La “inflexión” ejemplarizadora debe venir por el lado de la Odebretch. Como argumenta un incisivo analista del caso, “El hecho de que ya estén confirmados los sobornos a funcionarios dominicanos es suficiente evidencia para que el gobierno dominicano proceda a exigir a Odebretch una reparación económica que podría oscilar entre USD459 y USD918 millones, según los criterios que fueron aplicados por el Departamento de Justicia de USA. Esto no requeriría de un proceso judicial, pues Odebretch ya ha confesado su culpabilidad.”

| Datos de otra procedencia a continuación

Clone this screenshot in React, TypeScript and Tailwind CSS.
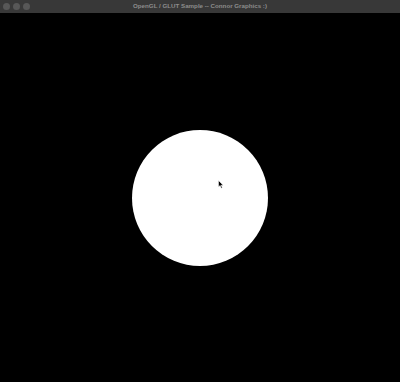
export default function App() {
  return (
    <div className="flex h-[382px] w-[400px] flex-col overflow-hidden bg-black">
      <div className="relative flex h-[13px] shrink-0 items-center justify-center bg-[#383838]">
        <div className="absolute left-[3px] top-[3px] flex gap-[3px]">
          <span className="h-[7px] w-[7px] rounded-full bg-[#575757]" />
          <span className="h-[7px] w-[7px] rounded-full bg-[#575757]" />
          <span className="h-[7px] w-[7px] rounded-full bg-[#575757]" />
        </div>
        <span className="font-['Liberation_Sans',sans-serif] text-[6.2px] font-bold leading-none text-[#8c8c8c]">
          OpenGL / GLUT Sample -- Connor Graphics :)
        </span>
      </div>
      <div className="flex flex-1 items-start justify-center pt-[117px]">
        <div className="relative h-[136px] w-[136px] rounded-full bg-white">
          <svg
            className="absolute left-[86px] top-[50px]"
            width="6"
            height="9"
            viewBox="0 0 6 9"
          >
            <path d="M0.5 0.5 L0.5 7 L2 5.5 L3.3 8.3 L4.3 7.8 L3.1 5.2 L5.2 5.2 Z" fill="#000" stroke="#fff" strokeWidth="0.5" />
          </svg>
        </div>
      </div>
    </div>
  );
}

Otros países involucrados en el sonado caso de Odebretch ya han concertado acuerdos de resarcimiento con la empresa. A nosotros nos toca exigir lo que en buena lid nos toca y esto debe ser que Odebretch termine la Planta de Punta Catalina sin que el Estado Dominicano tenga que aportar un centavo más, además de una “ñapa” para reforestar todas las montañas del sur. Esa planta se convertiría así en un epitafio elocuente de la corrupción de la clase política porque esta asimilaría la lección de que los sobornos y otros ilícitos tendrán consecuencias y que, en un mundo globalizado, extraer pagos fraudulentos de empresas extranjeras conlleva el riesgo de quedar atrapado por las redes inmisericordes de la justicia ciega.